A long-delayed plan to digitize hundreds of hours of videotape in the archive of Riverside TV will move ahead early next year thanks to a roughly $2,300 grant from Riverside Township.
The township’s board of trustees approved the grant at their meeting earlier this month, allowing Riverside TV to save some of its earliest efforts to chronicle village government and special events dating back some 26 years.
“I think some of these might be quite entertaining,” said Colin Hughes, the chairman of the Riverside TV Commission. “I think a lot of towns and villages started getting into video when digital came around.”
At the time the late Dr. Bob Novak and late Don Farnham started the fledgling video production operation, they didn’t enjoy the kind of support Riverside TV gets from village government now. It was a much more confrontational relationship.

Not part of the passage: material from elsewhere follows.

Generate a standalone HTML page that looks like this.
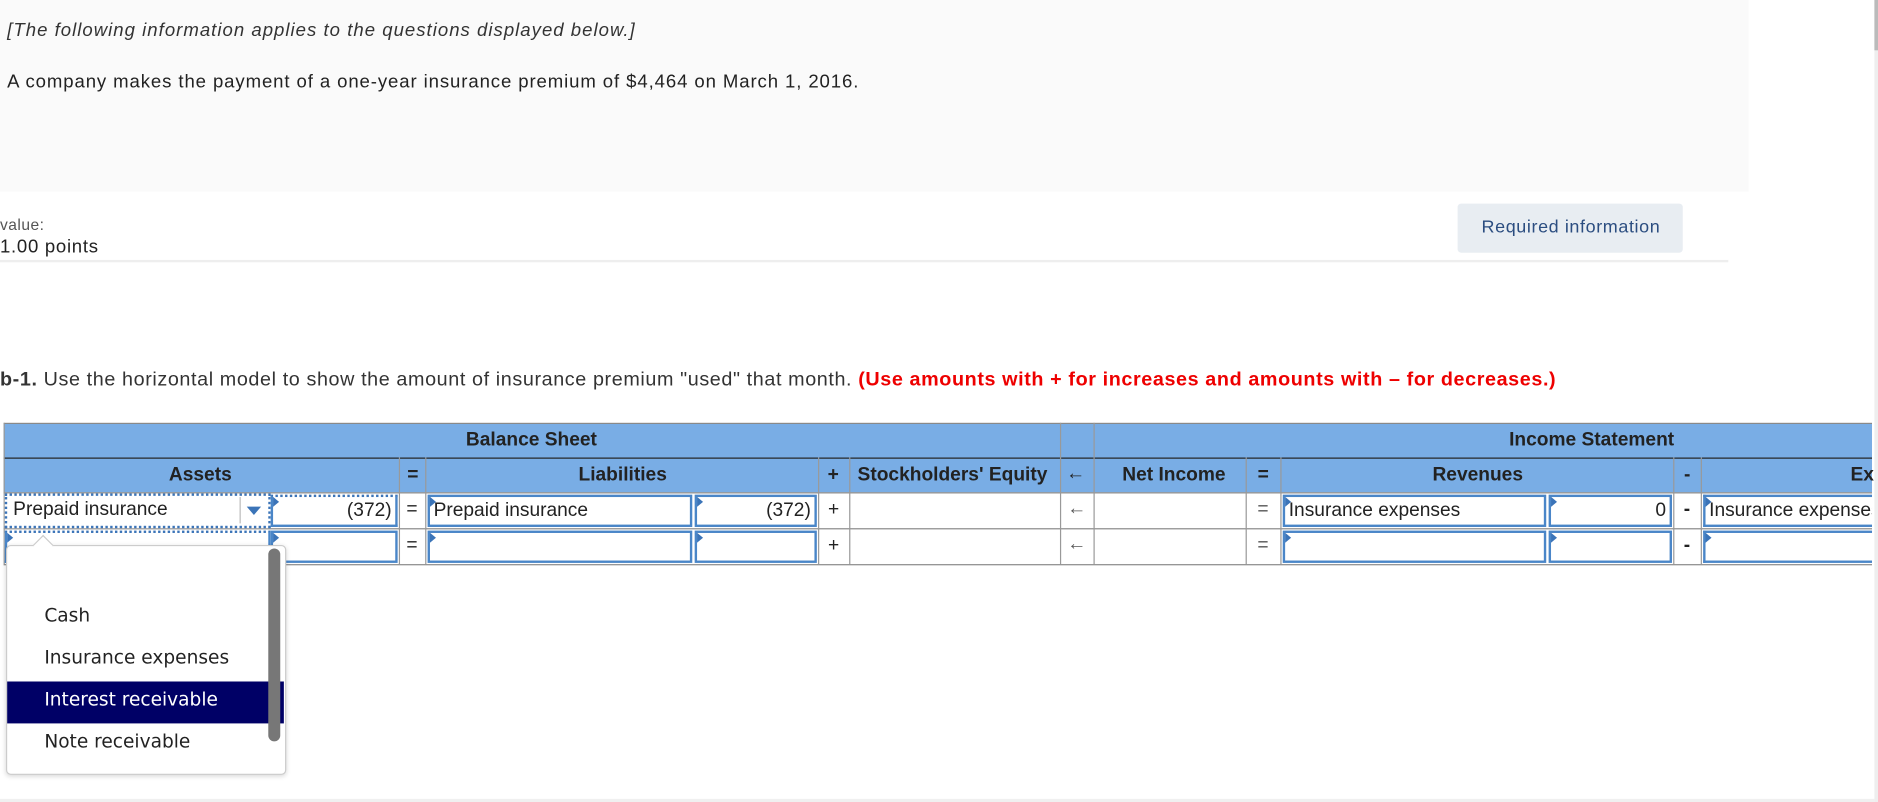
<!DOCTYPE html>
<html><head><meta charset="utf-8"><style>
html,body{margin:0;padding:0;width:1878px;height:802px;overflow:hidden;background:#fff}
#w{position:absolute;left:0;top:0;width:1568px;height:670px;transform:scale(1.1977);transform-origin:0 0;font-family:"Liberation Sans",Arial,sans-serif;color:#222}
.a{position:absolute;white-space:nowrap}
.c{position:absolute;box-sizing:border-box}
.hd{background:#79ade5}
.b{font-weight:bold;font-size:16px;color:#222}
.inp{position:absolute;box-sizing:border-box;border:2px solid #4a86c8;border-top-width:2px;background:#fff;height:27px;font-size:16px;line-height:23px;padding:0 3px;overflow:hidden;white-space:nowrap}
.inp:before{content:"";position:absolute;left:-1px;top:-1px;border-left:6px solid #3b74b8;border-top:5px solid transparent;border-bottom:5px solid transparent}
.vl{position:absolute;width:1px;background:#999}
.hl{position:absolute;height:1px;background:#888}
.sym{position:absolute;font-size:16px;text-align:center}
</style></head><body><div id="w">
<div class="c" style="left:0;top:0;width:1460px;height:160px;background:#fafafa"></div>
<div class="a" style="left:6px;top:17px;font-size:15.5px;font-style:italic;color:#333;letter-spacing:0.85px">[The following information applies to the questions displayed below.]</div>
<div class="a" style="left:6px;top:60px;font-size:15.5px;color:#222;letter-spacing:0.75px">A company makes the payment of a one-year insurance premium of $4,464 on March 1, 2016.</div>
<div class="c" style="left:1565px;top:0;width:3px;height:670px;background:#eee"></div>
<div class="c" style="left:1565px;top:0;width:3px;height:42px;background:#bbb"></div>
<div class="a" style="left:0;top:180px;font-size:13px;color:#555;letter-spacing:0.4px">value:</div>
<div class="a" style="left:0;top:198px;font-size:15.5px;color:#222;letter-spacing:0.6px">1.00 points</div>
<div class="c" style="left:1217px;top:170px;width:188px;height:41px;background:#e8edf2;border-radius:3px"></div>
<div class="a" style="left:1237px;top:181px;font-size:15px;color:#2b4d80;letter-spacing:0.5px">Required information</div>
<div class="c" style="left:0;top:217px;width:1443px;height:2px;background:#eee"></div>
<div class="a" style="left:0;top:308px;font-size:16.5px;color:#333;letter-spacing:0.5px"><b>b-1.</b> Use the horizontal model to show the amount of insurance premium "used" that month. <b style="color:#e00">(Use amounts with + for increases and amounts with – for decreases.)</b></div>

<!-- table -->
<div class="c hd" style="left:3px;top:354px;width:1560px;height:57px"></div>
<div class="hl" style="left:3px;top:353px;width:1560px;background:#888"></div>
<div class="hl" style="left:3px;top:382px;width:1560px;background:#222"></div>
<div class="hl" style="left:3px;top:411px;width:1560px"></div>
<div class="hl" style="left:3px;top:441px;width:1560px"></div>
<div class="hl" style="left:3px;top:471px;width:1560px"></div>
<div class="vl" style="left:3px;top:353px;height:118px"></div>
<div class="vl" style="left:885px;top:353px;height:118px"></div>
<div class="vl" style="left:913px;top:353px;height:118px"></div>
<div class="vl" style="left:333px;top:382px;height:89px"></div>
<div class="vl" style="left:355px;top:382px;height:89px"></div>
<div class="vl" style="left:683px;top:382px;height:89px"></div>
<div class="vl" style="left:709px;top:382px;height:89px"></div>
<div class="vl" style="left:1040px;top:382px;height:89px"></div>
<div class="vl" style="left:1069px;top:382px;height:89px"></div>
<div class="vl" style="left:1397px;top:382px;height:89px"></div>
<div class="vl" style="left:1420px;top:382px;height:89px"></div>
<div class="a b" style="left:389px;top:359px">Balance Sheet</div>
<div class="a b" style="left:1260px;top:359px">Income Statement</div>
<div class="a b" style="left:141px;top:388px">Assets</div>
<div class="a b" style="left:340px;top:388px">=</div>
<div class="a b" style="left:483px;top:388px">Liabilities</div>
<div class="a b" style="left:691px;top:388px">+</div>
<div class="a b" style="left:716px;top:388px">Stockholders' Equity</div>
<div class="a" style="left:890px;top:387px;font-size:16px">←</div>
<div class="a b" style="left:937px;top:388px">Net Income</div>
<div class="a b" style="left:1050px;top:388px">=</div>
<div class="a b" style="left:1196px;top:388px">Revenues</div>
<div class="a b" style="left:1406px;top:388px">-</div>
<div class="a b" style="left:1545px;top:388px">Ex</div>

<!-- row 1 -->
<div class="c" style="left:4px;top:412px;width:222px;height:29px;border:2px dotted #3b74b8;background:#fff"></div>
<div class="a" style="left:11px;top:417px;font-size:16px">Prepaid insurance</div>
<div class="c" style="left:200px;top:415px;width:1px;height:22px;background:#bbb"></div>
<div class="a" style="left:206px;top:423px;border-left:6px solid transparent;border-right:6px solid transparent;border-top:7px solid #3b74b8;width:0;height:0"></div>
<div class="inp" style="left:226px;top:413px;width:106px;text-align:right;border-top:2px dotted #3b74b8">(372)</div>
<div class="sym" style="left:333px;top:417px;width:22px">=</div>
<div class="inp" style="left:357px;top:413px;width:221px">Prepaid insurance</div>
<div class="inp" style="left:580px;top:413px;width:102px;text-align:right">(372)</div>
<div class="sym" style="left:683px;top:417px;width:26px">+</div>
<div class="sym" style="left:885px;top:416px;width:28px;color:#555">←</div>
<div class="sym" style="left:1040px;top:417px;width:29px;color:#555">=</div>
<div class="inp" style="left:1071px;top:413px;width:220px">Insurance expenses</div>
<div class="inp" style="left:1293px;top:413px;width:103px;text-align:right">0</div>
<div class="sym" style="left:1397px;top:417px;width:23px;font-weight:bold">-</div>
<div class="inp" style="left:1422px;top:413px;width:141px;border-right:none">Insurance expenses</div>
<!-- row 2 -->
<div class="inp" style="left:4px;top:443px;width:222px;border-top:2px dotted #3b74b8"></div>
<div class="inp" style="left:226px;top:443px;width:106px"></div>
<div class="sym" style="left:333px;top:447px;width:22px">=</div>
<div class="inp" style="left:357px;top:443px;width:221px"></div>
<div class="inp" style="left:580px;top:443px;width:102px"></div>
<div class="sym" style="left:683px;top:447px;width:26px">+</div>
<div class="sym" style="left:885px;top:446px;width:28px;color:#555">←</div>
<div class="sym" style="left:1040px;top:447px;width:29px;color:#555">=</div>
<div class="inp" style="left:1071px;top:443px;width:220px"></div>
<div class="inp" style="left:1293px;top:443px;width:103px"></div>
<div class="sym" style="left:1397px;top:447px;width:23px;font-weight:bold">-</div>
<div class="inp" style="left:1422px;top:443px;width:141px;border-right:none"></div>

<!-- dropdown -->
<div class="c" style="left:5px;top:455px;width:234px;height:192px;background:#fff;border:1px solid #ccc;border-radius:4px;box-shadow:0 1px 4px rgba(0,0,0,.15)"></div>
<div class="c" style="left:30px;top:449px;width:12px;height:12px;background:#fff;border-left:1px solid #ccc;border-top:1px solid #ccc;transform:rotate(45deg)"></div>
<div class="c" style="left:6px;top:569px;width:231px;height:35px;background:#000066"></div>
<div class="c" style="left:224px;top:458px;width:10px;height:161px;background:#777;border-radius:5px"></div>
<div class="a" style="left:37px;top:505px;font-family:'DejaVu Sans',sans-serif;font-size:15.5px;color:#222">Cash</div>
<div class="a" style="left:37px;top:540px;font-family:'DejaVu Sans',sans-serif;font-size:15.5px;color:#222">Insurance expenses</div>
<div class="a" style="left:37px;top:575px;font-family:'DejaVu Sans',sans-serif;font-size:15.5px;color:#fff">Interest receivable</div>
<div class="a" style="left:37px;top:610px;font-family:'DejaVu Sans',sans-serif;font-size:15.5px;color:#222">Note receivable</div>
<div class="c" style="left:0;top:667px;width:1565px;height:3px;background:#f0f0f0"></div>
</div></body></html>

“I think that first meeting that Don Farnham went to with a camera he got thrown out,” Hughes said. “It’s very much a welcome thing now, but they didn’t have funding to do it. They were turning the screws on the village to give them the [cable franchise fee] money that they were entitled to, to have a channel. And kudos to them for doing it, because I think there are going to be some incredible things that come out of those two boxes that people will enjoy.”
Hughes said there are a little more than 200 VHS tapes, each containing between one and three hours of content, to be converted into digital format. When he joined the commission several years ago, he took on the digitization project in his spare time, but soon realized he’d never have the time to get it done.
“I don’t have 600 hours to do this project, so that’s when we decided to start looking for quotes for a company that could apply some economies of scale and make it go a little bit faster,” Hughes said.
The commission will use a company called Chicago Scanning to convert the VHS tapes into digital files. Hughes said the commission likely will deliver the tapes to the company early in 2023 and that it will take four to six weeks to convert them in to a digital format.
The goal will be to make all of that content available publicly, via the commission’s YouTube and cable TV channels. Hughes said the old footage may also be a good resource for the commission’s “Memories of Riverside” series where they interview older residents about their lives growing up in the village decades ago.
A list of VHS tapes included in the commission’s grant application to the township reveal an array of notable events in village history. In addition to many July 4 parade broadcasts and village board meetings, there are history programs and even video of a May 5, 2000 dedication ceremony, featuring an appearance by Gov. George Ryan, for the 26th Street water tower.
Other tapes include a tour of the Riverside Post Office, a video of the Hofmann Dam restoration in 2002 – 10 years before it was demolished – a Central School talent show from 2008 and a video from 1998 marking the launch of Jen’s Kids, a charity formed in memory of the late Riverside Arts Center instructor Jennifer Lynn Allen to provide art experiences for children under hospital care.
There could be some other surprises, too.
“Nobody has looked at this stuff in 20, 25 years, so someone actually needs to watch through it and see what’s actually on the tapes even though many are labeled,” Hughes said. “Maybe some of those labels aren’t accurate and many don’t have labels at all.”
The grant is the township’s latest in helping other organizations preserve Riverside history. In the past couple of years, Riverside Township has awarded a pair of grants totaling more than $7,000 to the Riverside Public Library to digitize its microfilm collection of newspapers, including the Riverside-Brookfield Landmark.